I can do the basic stuff. I can ask relevant questions, I say what you’d expect me to whether someone tells me something nice or bad that happens.

But I can’t ever produce anything original. I just sit there hoping they’d say something and my response would give them enough to go on. In groups I just sit there not knowing what to say except the occasional nod. As a result people around me tolerate me but never care if I’m there. I have no chances to socialise unless I tag along in a group, where I just sit there feeling bored and useless.

6 comments
  1. I am on the same boat, but one thing I’ve found to help is curiosity and asking questions. Try asking questions based on what you know about a person in the group. Doesn’t matter if it doesn’t sound cool. As long as it’s somewhat interesting, it works.

    For example, you know a friend is into video games. Just casually ask them like “you still playing X?” or “Anything new you’ve started playing?” Things like that.

  2. Felt this hard, and I still struggle with this feeling. Through therapy I learned that for me personally, I felt this way and was behaving this way because I was always trying to be somebody else, people I thought my peers would like because I was terrified of being myself. At one point I got so burnt out I cut off all my friends for upwards of four months because I couldn’t handle pretending to be someone else. I’m not sure if this is you, but if you’re looking for advice, mine would be to be true to who you are. It you don’t know who you are, then start finding out. It might be lonely at first because honestly not everyone will always like you for who you are. But you have the best and most authentic connections and experiences when you’re yourself.

  3. you’re afraid to be yourself, is what it is in my perspective

    im sure you have hobbies and “original” stuff to say, you just don’t feel comfortable doing so

  4. i do this unconsciously in front of strangers, family, parents etc. But when im with friends, i just magically get social skills and become and extrovert

  5. I think we forget that it isnt about what we say, the content is not really that relevant, it is how we feel and the vibe we are giving off. In other words, it is about quality of _connection_ not quantity of what we talk about. That is a key thing to understand too.

    I have long been fascinated by the silent types that are popular. I know a few people who can’t string words together and yet they are the center of attention and everyone wants to hang out with them.
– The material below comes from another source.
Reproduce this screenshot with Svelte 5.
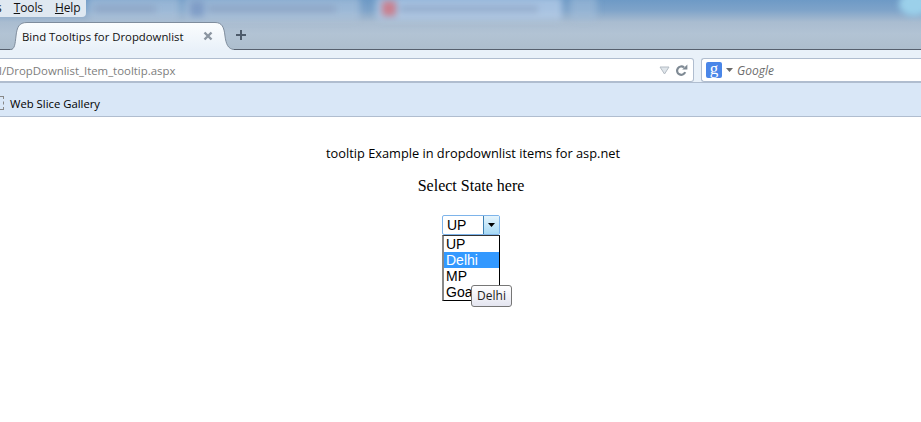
<script lang="ts">
  const items = ['UP', 'Delhi', 'MP', 'Goa'];
  let hovered = 1;
</script>

<div class="browser">
  <header class="tabstrip">
    <!-- background tabs are behind aero glass, so they're blurred -->
    <div class="glass">
      <div class="blurred">
        <div class="bgtab zero"><span class="smear"></span></div>
        <div class="bgtab first"><span class="fav blue"></span><span class="smear"></span></div>
        <div class="bgtab second"><span class="fav red"></span><span class="smear"></span></div>
        <div class="bgtab third"></div>
        <div class="glow"></div>
      </div>
    </div>

    <div class="menubar">
      <span class="cut">s</span>
      <span><u>T</u>ools</span>
      <span><u>H</u>elp</span>
    </div>

    <div class="tab">
      <svg class="tab-shape" width="224" height="28" viewBox="0 0 224 28">
        <defs>
          <linearGradient id="tabfill" x1="0" y1="0" x2="0" y2="1">
            <stop offset="0" stop-color="#fbfdfe" />
            <stop offset="1" stop-color="#e9f1f9" />
          </linearGradient>
        </defs>
        <path
          d="M0 28C5 28 5 22 6 14C7 5 9 .5 17 .5H205C212 .5 214 5 215 14C216 22 218 27 224 27.5V28Z"
          fill="url(#tabfill)"
        />
        <path
          d="M0 27.5C5 27.5 5 22 6 14C7 5 9 .5 17 .5H205C212 .5 214 5 215 14C216 22 218 27 224 27.5"
          fill="none"
          stroke="#7f8d9d"
        />
      </svg>
      <span class="tab-title">Bind Tooltips for Dropdownlist</span>
      <svg class="close" width="10" height="10" viewBox="0 0 10 10">
        <path d="M1.5 1.5l7 7M8.5 1.5l-7 7" stroke="#8b95a1" stroke-width="2.4" />
      </svg>
    </div>
    <svg class="plus" width="12" height="12" viewBox="0 0 12 12">
      <path d="M6 1v10M1 6h10" stroke="#4d5b6b" stroke-width="2" />
    </svg>
  </header>

  <div class="navbar">
    <div class="urlbar">
      <span class="url">l/DropDownlist_Item_tooltip.aspx</span>
      <svg width="11" height="9" viewBox="0 0 11 9"><path d="M1 1h9L5.5 8z" fill="#dfe5ea" stroke="#b4bcc4" /></svg>
      <svg class="reload" width="13" height="13" viewBox="0 0 13 13">
        <path d="M10.2 8.2A4.2 4.2 0 1 1 9 3.4" fill="none" stroke="#7f8a94" stroke-width="2.2" />
        <path d="M7.2 5.4L12.4 5.4 12.4 .6z" fill="#7f8a94" />
      </svg>
    </div>
    <div class="searchbar">
      <span class="glogo">g</span>
      <svg width="7" height="4" viewBox="0 0 7 4"><path d="M0 0h7L3.5 4z" fill="#6b6b6b" /></svg>
      <span class="engine">Google</span>
    </div>
  </div>

  <div class="bookmarks">
    <span class="slice"></span>
    <span>Web Slice Gallery</span>
  </div>

  <main class="page">
    <p class="heading">tooltip Example in dropdownlist items for asp.net</p>
    <p class="label">Select State here</p>

    <div class="dropdown">
      <div class="select">
        <span class="value">UP</span>
        <span class="arrow">
          <svg width="7" height="4" viewBox="0 0 7 4"><path d="M0 0h7L3.5 4z" fill="#000" /></svg>
        </span>
      </div>
      <ul class="list">
        {#each items as item, i}
          <li class:active={i === hovered}>{item}</li>
        {/each}
      </ul>
      <div class="tooltip">Delhi</div>
    </div>
  </main>
</div>

<style>
  :global(body) {
    margin: 0;
    background: #fff;
    overflow: hidden;
  }

  .browser {
    width: 921px;
    height: 422px;
    display: flex;
    flex-direction: column;
    font-family: "Open Sans", "Noto Sans", sans-serif;
    overflow: hidden;
  }

  .tabstrip {
    position: relative;
    height: 50px;
    flex: none;
    box-sizing: border-box;
    border-bottom: 1px solid #56606e;
    display: flex;
    align-items: flex-end;
    padding-left: 10px;
    background: linear-gradient(#6e9ac6 0, #7ea3c9 10px, #a9bcd0 22px, #b2c3d4 34px, #adbecd 49px);
  }

  .glass {
    position: absolute;
    inset: 0;
    overflow: hidden;
  }

  .blurred {
    position: absolute;
    inset: 0;
    filter: blur(3px);
  }

  .bgtab {
    position: absolute;
    top: -3px;
    height: 23px;
    background: rgba(185, 205, 228, 0.5);
    border-radius: 4px;
    display: flex;
    align-items: center;
    gap: 4px;
    padding-left: 6px;
    box-sizing: border-box;
  }

  .zero { left: 88px; width: 92px; }
  .first { left: 184px; width: 176px; }
  .second { left: 376px; width: 186px; background: rgba(190, 212, 238, 0.65); }
  .third { left: 570px; width: 27px; background: rgba(170, 195, 222, 0.5); }

  .fav {
    width: 14px;
    height: 15px;
    flex: none;
    border-radius: 2px;
  }

  .blue { background: #7f9cc6; }
  .red { background: #c9808f; }

  .smear {
    height: 6px;
    flex: 1;
    margin-right: 24px;
    background: rgba(125, 140, 175, 0.42);
  }

  .glow {
    position: absolute;
    right: -8px;
    top: -8px;
    width: 30px;
    height: 24px;
    background: #9bd0ea;
    border-radius: 50%;
  }

  .menubar {
    position: absolute;
    left: 0;
    top: 0;
    width: 86px;
    height: 17px;
    box-sizing: border-box;
    padding-bottom: 2px;
    display: flex;
    align-items: center;
    gap: 12px;
    background: #dfe8f1;
    border-bottom-right-radius: 4px;
    font-size: 12px;
    letter-spacing: -0.1px;
    color: #111;
  }

  .cut {
    margin-left: -4px;
  }

  .tab {
    position: relative;
    width: 224px;
    height: 28px;
    margin-bottom: -1px;
    flex: none;
    box-sizing: border-box;
    display: flex;
    align-items: center;
    justify-content: space-between;
    padding: 0 21px 0 12px;
    font-size: 11.35px;
    color: #111;
  }

  .tab-shape {
    position: absolute;
    left: 0;
    top: 0;
  }

  .tab-title, .close {
    position: relative;
  }

  .plus {
    margin: 0 0 8px 1px;
    position: relative;
  }

  .navbar {
    height: 32px;
    flex: none;
    box-sizing: border-box;
    padding: 8px 0 0 0;
    display: flex;
    gap: 7px;
    background: #e9f1f9;
  }

  .urlbar, .searchbar {
    height: 24px;
    box-sizing: border-box;
    background: #fff;
    border: 1px solid #b0bdcf;
    display: flex;
    align-items: center;
  }

  .urlbar {
    width: 695px;
    margin-left: -1px;
    border-left: none;
    border-radius: 0 3px 3px 0;
    padding-right: 5px;
    gap: 5px;
  }

  .url {
    flex: 1;
    font-size: 11.4px;
    color: #7d7d7d;
    white-space: nowrap;
  }

  .searchbar {
    flex: 1;
    border-right: none;
    border-radius: 3px 0 0 3px;
    padding-left: 4px;
    gap: 4px;
  }

  .glogo {
    width: 16px;
    height: 16px;
    background: #4a86e8;
    border-radius: 2px;
    color: #fff;
    font: 17px/13px "Liberation Serif", serif;
    text-align: center;
  }

  .engine {
    font-size: 12px;
    font-style: italic;
    color: #6d6d6d;
  }

  .bookmarks {
    height: 35px;
    flex: none;
    box-sizing: border-box;
    padding-top: 7px;
    border-top: 1px solid #b0bdcf;
    border-bottom: 1px solid #b0bdcf;
    background: #d9e7f7;
    display: flex;
    align-items: center;
    gap: 6px;
    font-size: 11.3px;
    color: #000;
  }

  .slice {
    width: 3px;
    height: 12px;
    border: 1px dashed #888;
    border-left: none;
    flex: none;
  }

  /* the page is wider than the window: its centre sits right of the window's */
  .page {
    flex: 1;
    box-sizing: content-box;
    width: 942px;
    flex-shrink: 0;
    display: flex;
    flex-direction: column;
    align-items: center;
    background: #fff;
  }

  .page p {
    margin: 0;
    color: #000;
  }

  .heading {
    padding: 27px 0 0 4px;
    font-size: 12.8px;
    line-height: 18px;
  }

  .label {
    padding-top: 15px;
    font: 16px/18px "Liberation Serif", serif;
  }

  .dropdown {
    position: relative;
    width: 58px;
    margin-top: 20px;
    font: 14px/16px "Liberation Sans", sans-serif;
    color: #000;
  }

  .select {
    height: 20px;
    box-sizing: border-box;
    display: flex;
    justify-content: space-between;
    border: 1px solid #7eb4ea;
    border-radius: 2px;
  }

  .value {
    padding-left: 4px;
    line-height: 19px;
  }

  .arrow {
    width: 15px;
    display: flex;
    align-items: center;
    justify-content: center;
    border-left: 1px solid #3c7fb1;
    background: linear-gradient(#e5f4fc, #a7d9f5);
  }

  .list {
    list-style: none;
    margin: 0;
    padding: 0;
    box-sizing: border-box;
    height: 66px;
    border: 1px solid #000;
    border-left: 2px solid #888;
    border-top-color: #333;
  }

  .list li {
    height: 16px;
    padding-left: 2px;
  }

  .list li.active {
    background: #3399ff;
    color: #fff;
  }

  .tooltip {
    position: absolute;
    left: 29px;
    top: 70px;
    width: 41px;
    height: 22px;
    box-sizing: border-box;
    border: 1px solid #767676;
    border-radius: 3px;
    background: linear-gradient(#fff, #e4e5f0);
    font: 12px/20px "Open Sans", sans-serif;
    text-align: center;
    color: #222;
  }
</style>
    You might also find you are making assumptions about what your friends think, I suspect they like you and find your presence of benefit. You would certainly be shunned if they didnt. People are not very tolerant at all, in my experience of groups that regularily meet.

    I am also starting to wonder if those of us on here looking for answers to this riddle actually don’t like small talk. It is true for me, and so while the subjects float around meaningless things I have nothing to add. but the moment someone wants to talk deeply about something, I find suddenly I have a lot more I want to say. But in social settings this rarely happens and people deliberately try to avoid anything deep.

    I wonder if this is in part what is happening for you? Maybe you have a lot to share, it’s just the subjects you find interesting are not coming up in that setting? Is that possibly what is happening?

  6. Well. Most people just talk about the obvious. Because it’s relatable.

    The difference is just the confidence with which you say it. Confidence is attractive.